Thursday, June 10, 2010
Vagaries in the state fire code allow several buildings around the city, including Hifumi En to be occupied without a sprinkler system.
Hifumi En’s landlord, the low-income provider Northeast Washington Housing Solutions, would have been required to install sprinklers if the May 8 arson fire had damaged more than 50 percent of the building.
But damage was not that extensive, Schaeffer says.
It would take action by the City Council to require a more stringent sprinkler standard than the state fire code, Schaeffer says.
"We certainly support surpassing code requirements for the health and safety of our clients," Northeast Washington Housing Solutions director Steve Cervantes says. "We want sprinklers in there, and it's a matter of going out and getting extra funding to get them."

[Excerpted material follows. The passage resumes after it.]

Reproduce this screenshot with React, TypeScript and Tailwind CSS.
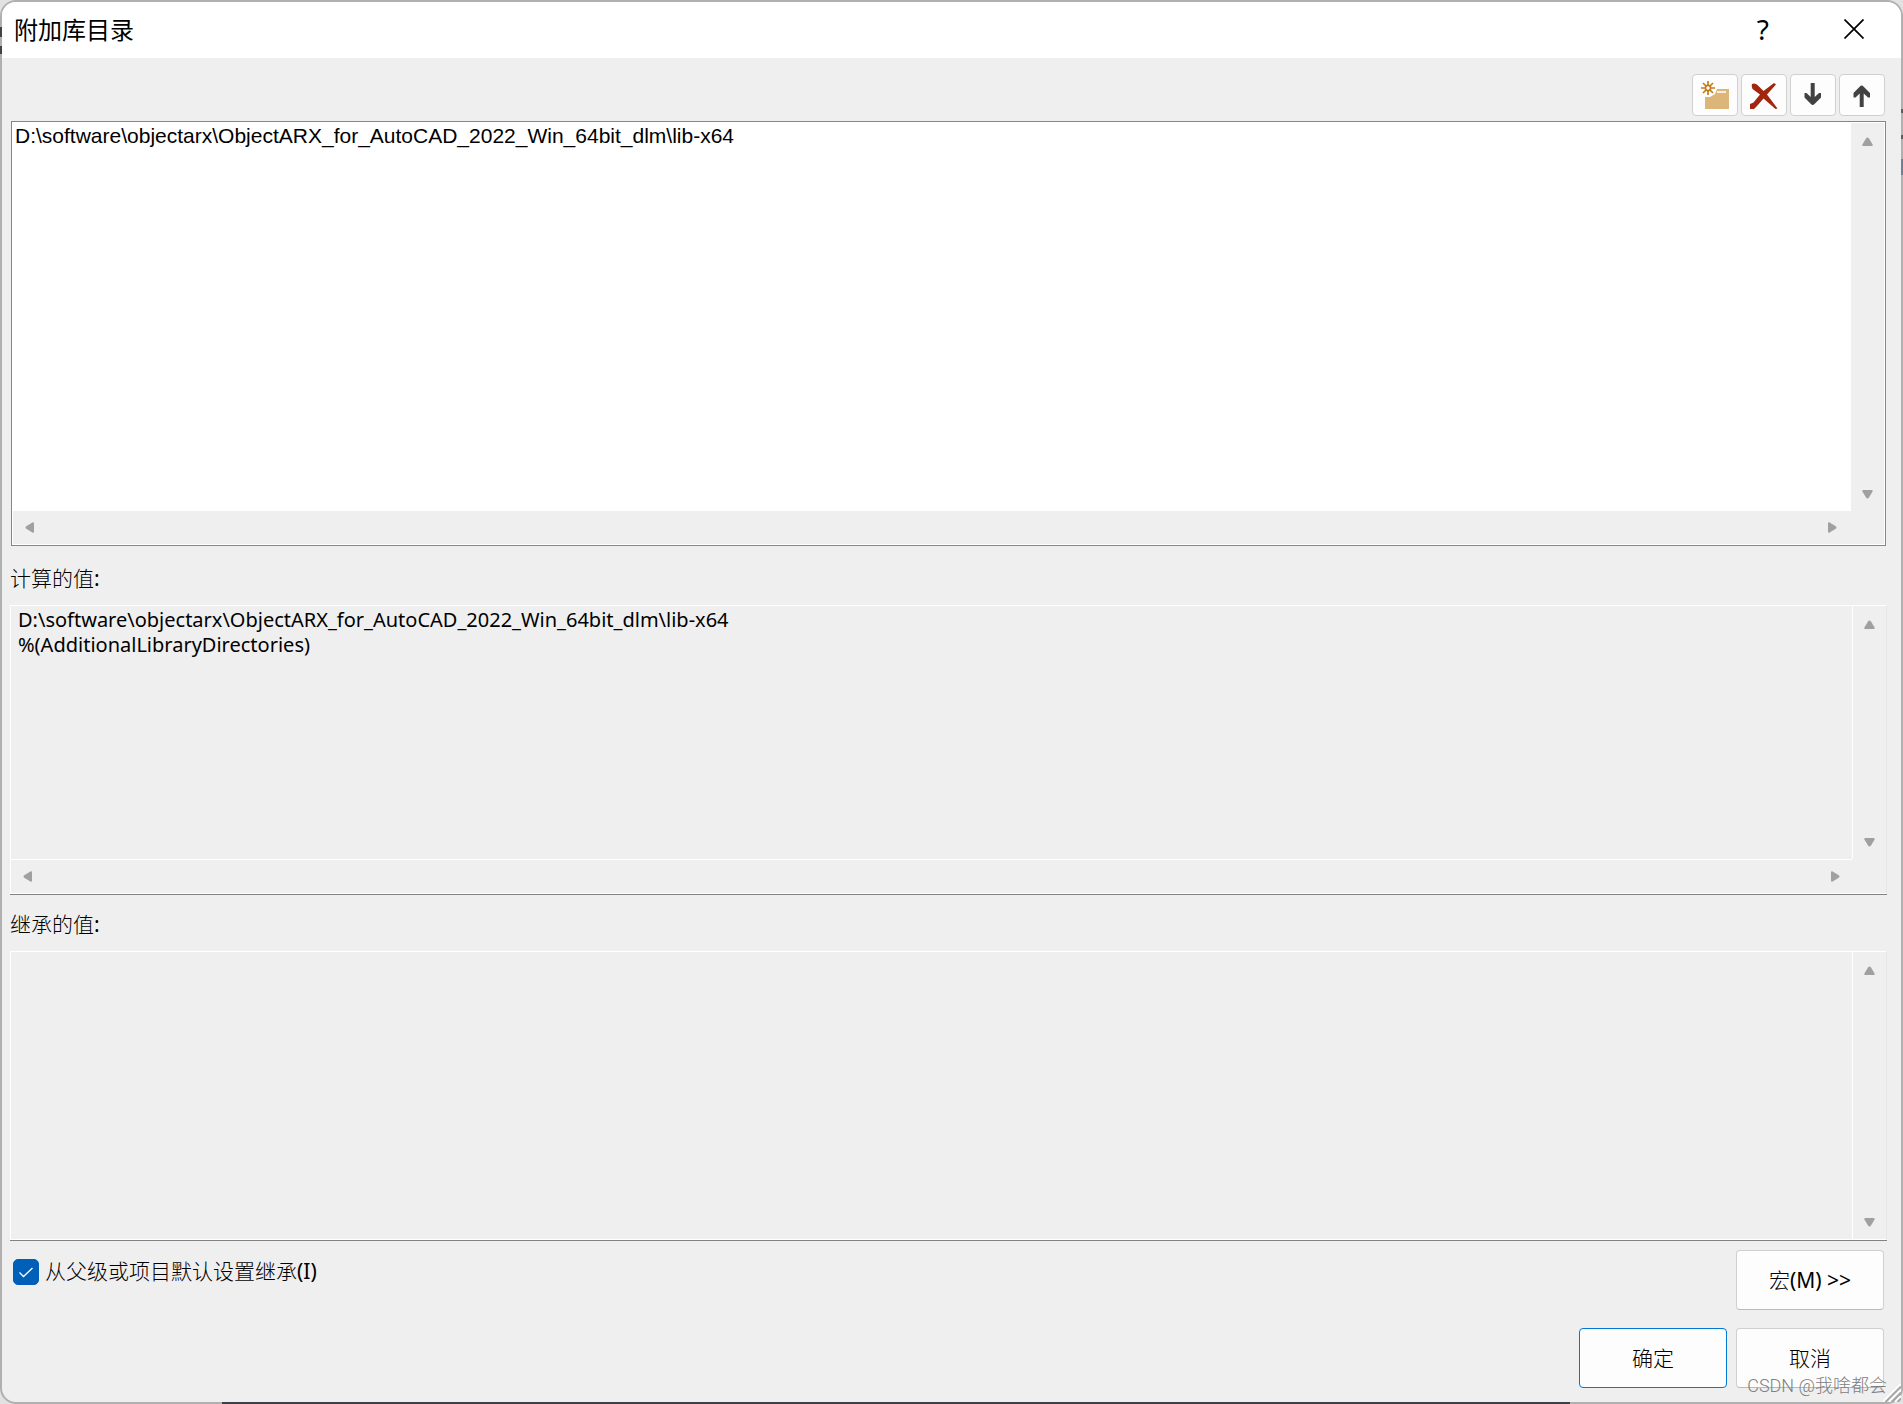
import { useState } from 'react'
import type { ReactNode } from 'react'

const arrowPaths = {
  up: 'M5.5 .5 Q6.3 .5 7 1.6 L10.6 7.4 Q11 9 9.8 9 H1.2 Q0 9 .4 7.4 L4 1.6 Q4.7 .5 5.5 .5Z',
  down: 'M5.5 8.5 Q6.3 8.5 7 7.4 L10.6 1.6 Q11 0 9.8 0 H1.2 Q0 0 .4 1.6 L4 7.4 Q4.7 8.5 5.5 8.5Z',
  left: 'M.5 5.5 Q.5 4.7 1.6 4 L7.4 .4 Q9 0 9 1.2 V9.8 Q9 11 7.4 10.6 L1.6 7 Q.5 6.3 .5 5.5Z',
  right: 'M8.5 5.5 Q8.5 4.7 7.4 4 L1.6 .4 Q0 0 0 1.2 V9.8 Q0 11 1.6 10.6 L7.4 7 Q8.5 6.3 8.5 5.5Z',
}

function ScrollArrow({ dir }: { dir: keyof typeof arrowPaths }) {
  const vertical = dir === 'up' || dir === 'down'
  return (
    <svg width={vertical ? 11 : 9} height={vertical ? 9 : 11} className="shrink-0 fill-[#a0a0a0]">
      <path d={arrowPaths[dir]} />
    </svg>
  )
}

function ToolButton({ label, children }: { label: string; children: ReactNode }) {
  return (
    <button
      type="button"
      aria-label={label}
      className="h-[42px] w-[46px] rounded border border-[#d0d0d0] bg-[#fdfdfd] hover:bg-[#e5f1fb]"
    >
      <svg viewBox="1 1 44 40" width="44" height="40">
        {children}
      </svg>
    </button>
  )
}

function PushButton({ children, primary }: { children: ReactNode; primary?: boolean }) {
  return (
    <button
      type="button"
      className={
        primary
          ? 'h-15 w-37 rounded border border-[#0078d4] bg-[#fdfdfd] pt-0.5 text-[21px] font-light'
          : 'h-15 w-37 rounded border border-[#d0d0d0] border-b-[#bababa] bg-[#fdfdfd] pt-0.5 text-[21px] font-light'
      }
    >
      {children}
    </button>
  )
}

interface ValueBoxProps {
  id: string
  value: string
  horizontal?: boolean
}

function ValueBox({ id, value, horizontal }: ValueBoxProps) {
  return (
    <div className="mr-3.5 ml-2 flex min-h-0 shrink-0 grow-[289] basis-0 flex-col border-b border-[#828282]">
      <div className="flex grow flex-col border border-white border-r-[#e6e6e6]">
        <div className="flex grow">
          <textarea
            id={id}
            readOnly
            wrap="off"
            defaultValue={value}
            className="grow resize-none overflow-hidden px-[7px] pt-px font-['Noto_Sans','Noto_Sans_CJK_SC',sans-serif] text-xl leading-[25px] outline-none"
          />
          <div className="flex w-[34px] flex-col items-center justify-between border-l border-white pt-3.5 pb-3">
            <ScrollArrow dir="up" />
            <ScrollArrow dir="down" />
          </div>
        </div>
        {horizontal && (
          <div className="mr-[34px] flex h-[34px] items-center justify-between border-t border-white px-3">
            <ScrollArrow dir="left" />
            <ScrollArrow dir="right" />
          </div>
        )}
      </div>
    </div>
  )
}

export default function App() {
  const [inherit, setInherit] = useState(true)

  return (
    <div className="relative flex min-h-screen flex-col bg-[#e2e2e2] font-['Noto_Sans','Noto_Sans_CJK_SC',sans-serif] text-black">
      {/* slivers of the window behind the dialog */}
      <div className="absolute top-[27px] left-0 z-10 h-2.5 w-0.5 bg-[#444]" />
      <div className="absolute top-[46px] left-0 z-10 h-2 w-0.5 bg-[#444]" />
      <div className="absolute top-[109px] right-0 z-10 h-1 w-0.5 bg-[#5d5a6b]" />
      <div className="absolute top-[135px] right-0 z-10 h-1 w-0.5 bg-[#5d5a6b]" />
      <div className="absolute top-[159px] right-0 z-10 h-4 w-0.5 bg-[#6f7f95]" />
      <div className="absolute right-[17.5%] bottom-0 left-[222px] z-10 h-0.5 bg-[#3f3f46]" />

      <main className="flex grow flex-col overflow-hidden rounded-2xl border-2 border-[#b0b0b0] bg-[#efefef]">
        <header className="flex h-14 shrink-0 items-center justify-between bg-white pr-[33px] pb-0.5 pl-3">
          <h1 className="font-['Noto_Sans_CJK_SC',sans-serif] text-2xl">附加库目录</h1>
          <div className="flex items-center gap-[71px]">
            <button type="button" aria-label="帮助" className="text-[28px] leading-8">
              ?
            </button>
            <button type="button" aria-label="关闭" className="p-1">
              <svg width="20" height="20" viewBox="0 0 20 20" className="stroke-black" strokeWidth="1.7">
                <path d="M.5 .5 L19.5 19.5 M19.5 .5 L.5 19.5" />
              </svg>
            </button>
          </div>
        </header>

        <div className="mr-4 mb-[5px] flex shrink-0 justify-end gap-[3px] pt-4">
          <ToolButton label="新行">
            <path d="M13 23 H18 L23 20 L25 15 H37 V35 H13Z" fill="#dcb679" />
            <path d="M25 18 H34" stroke="#fff" strokeWidth="1.6" />
            <circle cx="16" cy="14" r="8" fill="#fdfdfd" />
            <g stroke="#c27d1a" strokeWidth="1.7" fill="none">
              <circle cx="16" cy="14" r="2.6" />
              <path d="M16 7 V11 M16 17 V21 M9 14 H13 M19 14 H23 M11 9 L14 12 M18 16 L21 19 M21 9 L18 12 M14 16 L11 19" />
            </g>
          </ToolButton>
          <ToolButton label="删除">
            <path
              d="M11 10 Q14 8.500 16.500 11 L22.500 17 L33 9 L35 10.500 L26 20.500 L36.500 34.500 L34.500 35 L22.500 24.500 L16 32 L13 35 H9 V30 L12.500 28.500 L19 20.500 L11.500 15 Q10 12 11 10Z"
              fill="#a1260d"
            />
          </ToolButton>
          <ToolButton label="下移">
            <path
              d="M20.700 9 H24.700 V23 L29 19 H31 V23.500 L24.500 30 Q22.700 32 20.900 30 L14.500 23.500 V19 H16.500 L20.700 23Z"
              fill="#424242"
            />
          </ToolButton>
          <ToolButton label="上移">
            <path
              d="M20.700 33 H24.700 V19.500 L29 23.500 H31 V19 L24.500 12.500 Q22.700 10.500 20.900 12.500 L14.500 19 V23.500 H16.500 L20.700 19.500Z"
              fill="#424242"
            />
          </ToolButton>
        </div>

        <div className="mr-[15px] ml-[9px] flex min-h-0 shrink-0 grow-[421] basis-0 flex-col border border-[#828790] bg-white p-px">
          <div className="flex grow">
            <textarea
              aria-label="附加库目录"
              wrap="off"
              spellCheck={false}
              defaultValue={'D:\\software\\objectarx\\ObjectARX_for_AutoCAD_2022_Win_64bit_dlm\\lib-x64'}
              className="grow resize-none overflow-hidden px-0.5 pt-px font-['Liberation_Sans',sans-serif] text-[21px] leading-6 outline-none"
            />
            <div className="flex w-[33px] flex-col items-center justify-between bg-[#efefef] pt-3.5 pb-3">
              <ScrollArrow dir="up" />
              <ScrollArrow dir="down" />
            </div>
          </div>
          <div className="flex h-[33px] items-center justify-between bg-[#efefef] pr-[47px] pl-3">
            <ScrollArrow dir="left" />
            <ScrollArrow dir="right" />
          </div>
        </div>

        <label htmlFor="evaluated" className="flex h-[59px] shrink-0 items-center pt-1.5 pl-2 text-[21px] font-light">
          计算的值<span className="font-normal">:</span>
        </label>
        <ValueBox
          id="evaluated"
          value={'D:\\software\\objectarx\\ObjectARX_for_AutoCAD_2022_Win_64bit_dlm\\lib-x64\n%(AdditionalLibraryDirectories)'}
          horizontal
        />

        <label htmlFor="inherited" className="flex h-14 shrink-0 items-center pt-1 pl-2 text-[21px] font-light">
          继承的值<span className="font-normal">:</span>
        </label>
        <ValueBox id="inherited" value="" />

        <footer className="flex shrink-0 items-start justify-between pt-[9px] pr-[17px] pb-3.5 pl-[11px]">
          <label className="flex h-11 items-center gap-1.5 text-[21px] font-light">
            <span className="relative flex">
              <input
                type="checkbox"
                checked={inherit}
                onChange={(e) => setInherit(e.target.checked)}
                className="size-[26px] appearance-none rounded-[5px] border border-[#888] bg-white checked:border-[#005fb8] checked:bg-[#005fb8]"
              />
              {inherit && (
                <svg viewBox="0 0 26 26" className="pointer-events-none absolute inset-0 fill-none stroke-white" strokeWidth="1.3">
                  <path d="M6.500 13.500 L10.500 17.500 L19.500 9" />
                </svg>
              )}
            </span>
            <span>
              从父级或项目默认设置继承<span className="font-normal">(I)</span>
            </span>
          </label>
          <div className="flex flex-col items-end gap-[18px]">
            <PushButton>
              宏<span className="font-normal">(M) &gt;&gt;</span>
            </PushButton>
            <div className="flex gap-[9px]">
              <PushButton primary>确定</PushButton>
              <PushButton>取消</PushButton>
            </div>
          </div>
        </footer>
      </main>

      <svg width="18" height="18" viewBox="0 0 18 18" className="absolute right-0.5 bottom-0.5" strokeWidth="2">
        <path d="M0 18 L18 0 M6 18 L18 6 M12 18 L18 12" stroke="#fff" />
        <path d="M2.500 18 L18 2.500 M8.500 18 L18 8.500 M14.500 18 L18 14.500" stroke="#a6a6a6" />
      </svg>
      <span className="absolute right-4 bottom-1.5 font-['Roboto','Noto_Sans_CJK_SC',sans-serif] text-lg leading-6 font-light text-[#808080]">
        CSDN @我啥都会
      </span>
    </div>
  )
}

Cervantes said the fire, and putting residents up in a motel for a month, created a cash crisis for the budget-strapped agency. The agency has a line on a sprinkler system in an empty, recently constructed Seattle high rise, he says. In the meantime, security cameras have been installed at Hifumi En.
“I would love for Hifumi En to have sprinklers,” South Hill City Councilman Jon Snyder says. “But, oh boy, sprinklers are a difficult issue for me to make a spot policy that affects the entire city.” While there are undeniable safety benefits from sprinkler systems, the calculus of sprinklers has other costs, Snyder says, noting the trendy coffee house, Empyrean, had to move from its old location over a sprinkler dispute and the building is still vacant.
“I’m not pretending to know what the right balance is, but there is another kind of fire hazard to blocks of old buildings that sit empty because people are unwilling to make the investment to bring them back into service,” Snyder says.